Folha de S. Paulo


O inimaginável

Gritei quando a minha manicure tirou um bife do meu dedão do pé. Pra aliviar o clima, fiz uma piadinha: "Imagina na Copa!".

De tanto falar em congestionamentos, filas e aeroportos, permiti que a expressão mais usada dos últimos tempos migrasse para minha intimidade e já fazia graça com ela em meus pequenos entraves cotidianos.

Ilustração Zé Vicente

Imaginei de tudo na Copa. Levianamente, fiz piada com o caos e com a nossa impotência. Mas fui surpreendida pelo inimaginável.

Quem de nós poderia supor que o trânsito e os aeroportos estariam travados muito tempo antes e por um motivo muito mais nobre: o grito para não termos mais trânsito, transportes e a própria esperança travados cotidianamente?

Não quero ficar aqui cansando meus raros leitores com o encantamento que senti diante dos últimos acontecimentos.

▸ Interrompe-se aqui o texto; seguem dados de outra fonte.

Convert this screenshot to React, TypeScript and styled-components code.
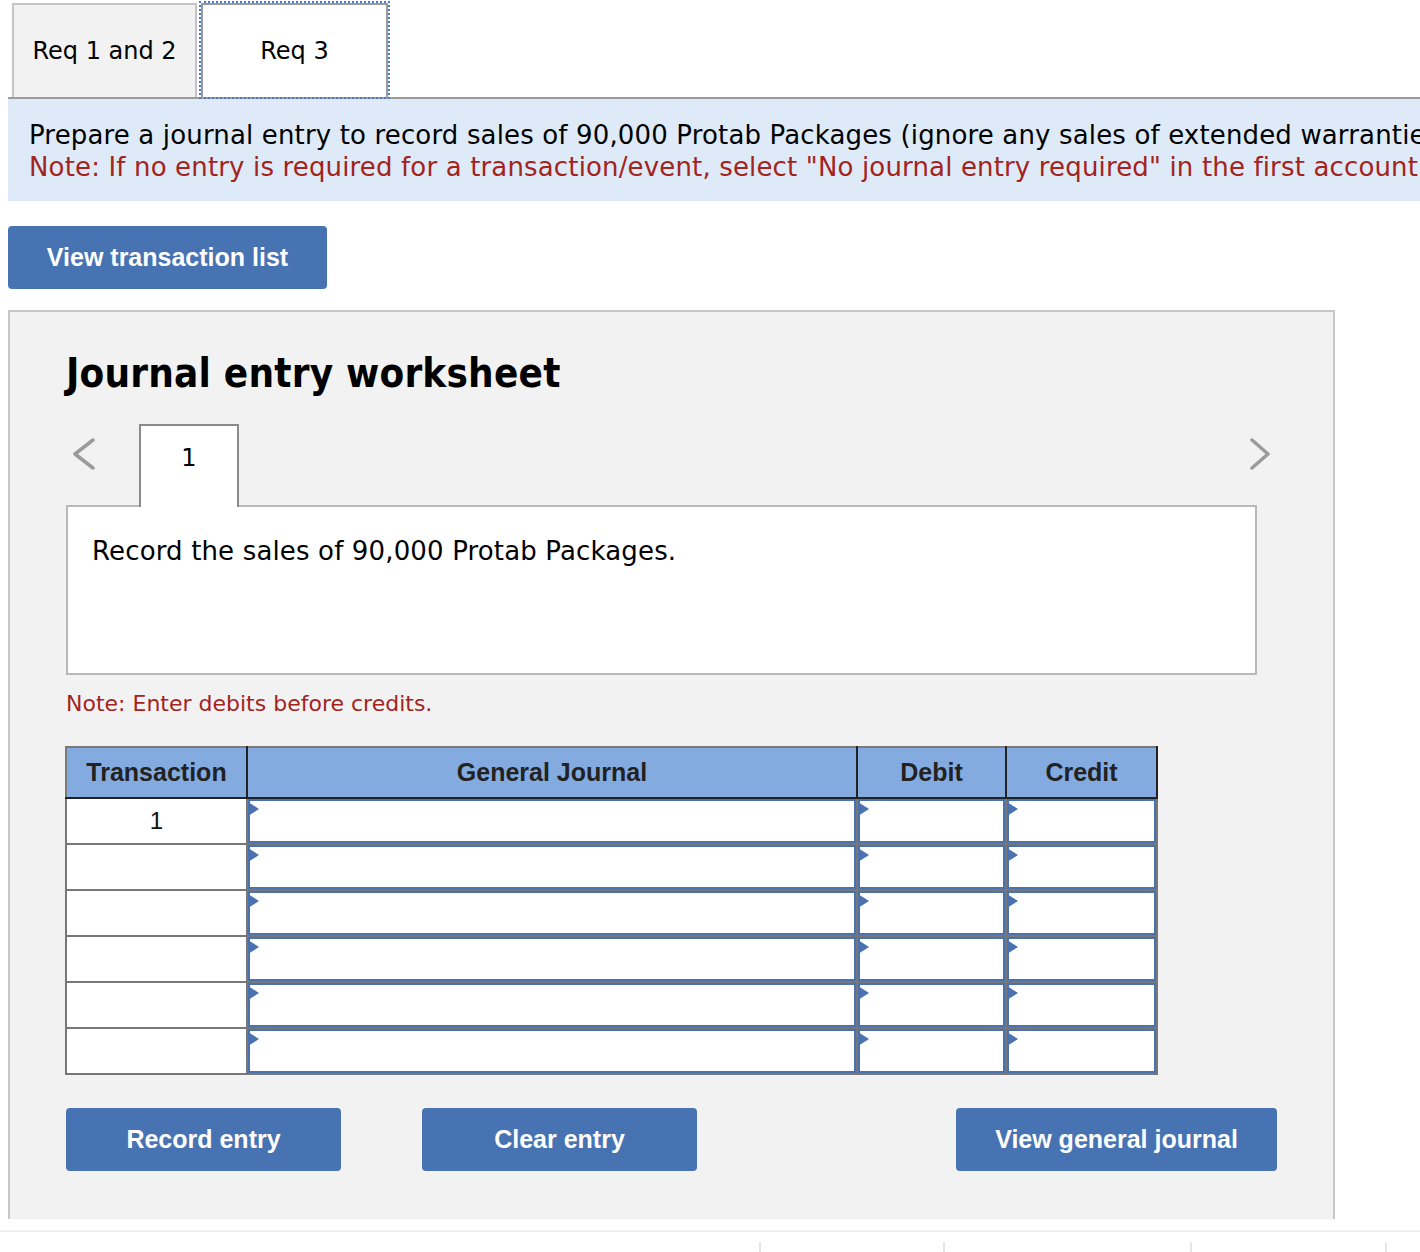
import React from 'react';
import styled, { createGlobalStyle } from 'styled-components';

const GlobalStyle = createGlobalStyle`
  html, body {
    margin: 0;
    padding: 0;
    background: #ffffff;
    overflow: hidden;
  }
  body {
    font-family: "DejaVu Sans", Verdana, sans-serif;
    color: #000;
  }
  * { box-sizing: border-box; }
`;

const Page = styled.div`
  width: 1420px;
  overflow: hidden;
`;

const Top = styled.div`
  padding-left: 8px;
`;

const TabBar = styled.div`
  display: flex;
  align-items: flex-end;
  gap: 4px;
  height: 99px;
  padding-left: 4px;
  border-bottom: 2px solid #9b9b9b;
`;

const ReqTab = styled.div<{ $active?: boolean; $width: number }>`
  width: ${p => p.$width}px;
  height: 94px;
  display: flex;
  align-items: center;
  justify-content: center;
  font-size: 24px;
  background: ${p => (p.$active ? '#ffffff' : '#f2f2f2')};
  border: 2px solid ${p => (p.$active ? '#9a9a9a' : '#c4c4c4')};
  border-bottom: none;
  ${p => p.$active && 'outline: 2px dotted #4a78c8;'}
`;

const Instructions = styled.div`
  background: #deeaf8;
  padding: 20px 0 18px 21px;
  font-size: 26px;
  line-height: 32px;
  letter-spacing: 0.15px;
  white-space: nowrap;
  overflow: hidden;
`;

const RedText = styled.div`
  color: #a3231d;
`;

const BlueButton = styled.button<{ $width: number }>`
  width: ${p => p.$width}px;
  height: 63px;
  border: none;
  border-radius: 4px;
  background: #4773b3;
  color: #ffffff;
  font-family: "Liberation Sans", Arial, sans-serif;
  font-weight: 700;
  font-size: 25px;
  padding: 0;
  cursor: pointer;
`;

const ListButton = styled(BlueButton)`
  margin-top: 25px;
  display: block;
`;

const Panel = styled.section`
  margin-top: 21px;
  width: 1327px;
  background: #f2f2f2;
  border: 2px solid #c7c7c7;
  border-bottom: none;
  padding: 37px 56px 48px;
`;

const Heading = styled.h2`
  margin: 0;
  font-family: "DejaVu Sans Condensed", "DejaVu Sans", sans-serif;
  font-stretch: condensed;
  font-weight: 700;
  font-size: 40px;
  line-height: 48px;
  letter-spacing: 0.2px;
`;

const NavRow = styled.div`
  margin-top: 27px;
  display: flex;
  align-items: flex-start;
`;

const Chevron = styled.svg<{ $side: 'left' | 'right' }>`
  width: 24px;
  height: 32px;
  ${p => (p.$side === 'left' ? 'margin: 14px 44px 0 5px;' : 'margin: 14px 5px 0 auto;')}
`;

const EntryTab = styled.div`
  position: relative;
  z-index: 1;
  width: 100px;
  height: 83px;
  margin-bottom: -2px;
  background: #ffffff;
  border: 2px solid #8a8a8a;
  border-bottom: none;
  padding-top: 18px;
  text-align: center;
  font-size: 24px;
  line-height: 28px;
`;

const ContentBox = styled.div`
  width: 1191px;
  height: 170px;
  background: #ffffff;
  border: 2px solid #b8b8b8;
  padding: 28px 24px;
  font-size: 26px;
  line-height: 32px;
  letter-spacing: 0.15px;
`;

const Note = styled(RedText)`
  margin-top: 15px;
  font-size: 22px;
  line-height: 28px;
`;

const Journal = styled.table`
  margin-top: 28px;
  margin-left: -1px;
  width: 1091px;
  border-collapse: collapse;
  table-layout: fixed;
  font-family: "Liberation Sans", Arial, sans-serif;
`;

const HeadCell = styled.th<{ $first?: boolean }>`
  height: 51px;
  padding: 0;
  background: #84abe0;
  color: #222222;
  font-size: 25px;
  font-weight: 700;
  text-align: center;
  border: 2px solid #222222;
  border-top-color: #7a7a7a;
  ${p => p.$first && 'border-left-color: #7a7a7a;'}
`;

const BodyCell = styled.td`
  height: 46px;
  padding: 0;
  background: #ffffff;
  border: 2px solid #777777;
  text-align: center;
  font-size: 24px;
  color: #111;
`;

const InputBox = styled.div`
  position: relative;
  height: 44px;
  border: 2px solid #4a72b0;
  background: #ffffff;

  &::before {
    content: '';
    position: absolute;
    left: -2px;
    top: 1px;
    border-left: 11px solid #4a72b0;
    border-top: 7px solid transparent;
    border-bottom: 7px solid transparent;
  }
`;

const ButtonRow = styled.div`
  margin-top: 33px;
  display: flex;
  gap: 81px;
`;

const PushRight = styled.div`
  margin-left: auto;
`;

const Footer = styled.div`
  margin-top: 11px;
  border-top: 2px solid #efefef;
  display: grid;
  grid-template-columns: 759px 184px 247px 195px 1fr;
  height: 24px;
`;

const FooterCell = styled.div<{ $divider?: boolean }>`
  margin-top: 10px;
  ${p => p.$divider && 'border-left: 2px solid #e6e6e6;'}
`;

const rows = ['1', '', '', '', '', ''];

export default function App() {
  return (
    <Page>
      <GlobalStyle />
      <Top>
        <TabBar>
          <ReqTab $width={185}>Req 1 and 2</ReqTab>
          <ReqTab $width={187} $active>Req 3</ReqTab>
        </TabBar>
        <Instructions>
          <div>
            Prepare a journal entry to record sales of 90,000 Protab Packages (ignore any sales of extended warranties).
          </div>
          <RedText>
            Note: If no entry is required for a transaction/event, select "No journal entry required" in the first account field.
          </RedText>
        </Instructions>
        <ListButton $width={319}>View transaction list</ListButton>

        <Panel>
          <Heading>Journal entry worksheet</Heading>
          <NavRow>
            <Chevron $side="left" viewBox="0 0 24 32">
              <polyline points="22,2 4,16 22,30" fill="none" stroke="#9b9b9b" strokeWidth="3.5" strokeLinecap="round" strokeLinejoin="round" />
            </Chevron>
            <EntryTab>1</EntryTab>
            <Chevron $side="right" viewBox="0 0 24 32">
              <polyline points="4,2 20,16 4,30" fill="none" stroke="#9b9b9b" strokeWidth="3.5" strokeLinecap="round" strokeLinejoin="round" />
            </Chevron>
          </NavRow>
          <ContentBox>Record the sales of 90,000 Protab Packages.</ContentBox>
          <Note>Note: Enter debits before credits.</Note>

          <Journal>
            <colgroup>
              <col style={{ width: 181 }} />
              <col style={{ width: 610 }} />
              <col style={{ width: 149 }} />
              <col style={{ width: 151 }} />
            </colgroup>
            <thead>
              <tr>
                <HeadCell $first>Transaction</HeadCell>
                <HeadCell>General Journal</HeadCell>
                <HeadCell>Debit</HeadCell>
                <HeadCell>Credit</HeadCell>
              </tr>
            </thead>
            <tbody>
              {rows.map((label, i) => (
                <tr key={i}>
                  <BodyCell>{label}</BodyCell>
                  <BodyCell><InputBox /></BodyCell>
                  <BodyCell><InputBox /></BodyCell>
                  <BodyCell><InputBox /></BodyCell>
                </tr>
              ))}
            </tbody>
          </Journal>

          <ButtonRow>
            <BlueButton $width={275}>Record entry</BlueButton>
            <BlueButton $width={275}>Clear entry</BlueButton>
            <PushRight>
              <BlueButton $width={321}>View general journal</BlueButton>
            </PushRight>
          </ButtonRow>
        </Panel>
      </Top>
      <Footer>
        <FooterCell />
        <FooterCell $divider />
        <FooterCell $divider />
        <FooterCell $divider />
        <FooterCell $divider />
      </Footer>
    </Page>
  );
}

Afinal, não há mais uma página de jornal que passe
incólume ao assunto.

Mas não consigo começar uma linha sequer sem resvalar na minha secreta euforia. Disseco os jornais tentando compreender e assimilar o que construímos nos últimos dias e, apesar das análises mais soturnas, não consigo me livrar desse manto de otimismo em que me enrolei.

Algo de muito importante realmente aconteceu. Demos corpo ao que parecia silencioso e inofensivo. Demos rosto ao que circulava omisso nos palanques virtuais e esticamos a corda em que nossos representantes andavam livremente. Agora estão aí, bambeando, na busca de um equilíbrio qualquer.

Nesta manhã voltei à Paulista e lá estava ela, em sua aparente normalidade. Mas agora meus pés caminhavam respeitosos sobre a barriga de um gigante acordado que piscava pra mim.

Sentei na escadaria da Gazeta para apreciar o teatro urbano. Recomendo. Não sei exatamente o que seremos capazes de conseguir com isso, temos um duro caminho de perseverante vigília pela frente, mas está claro que somos outros. Mais fortes, mais cúmplices e cientes de que, juntos, metemos medo.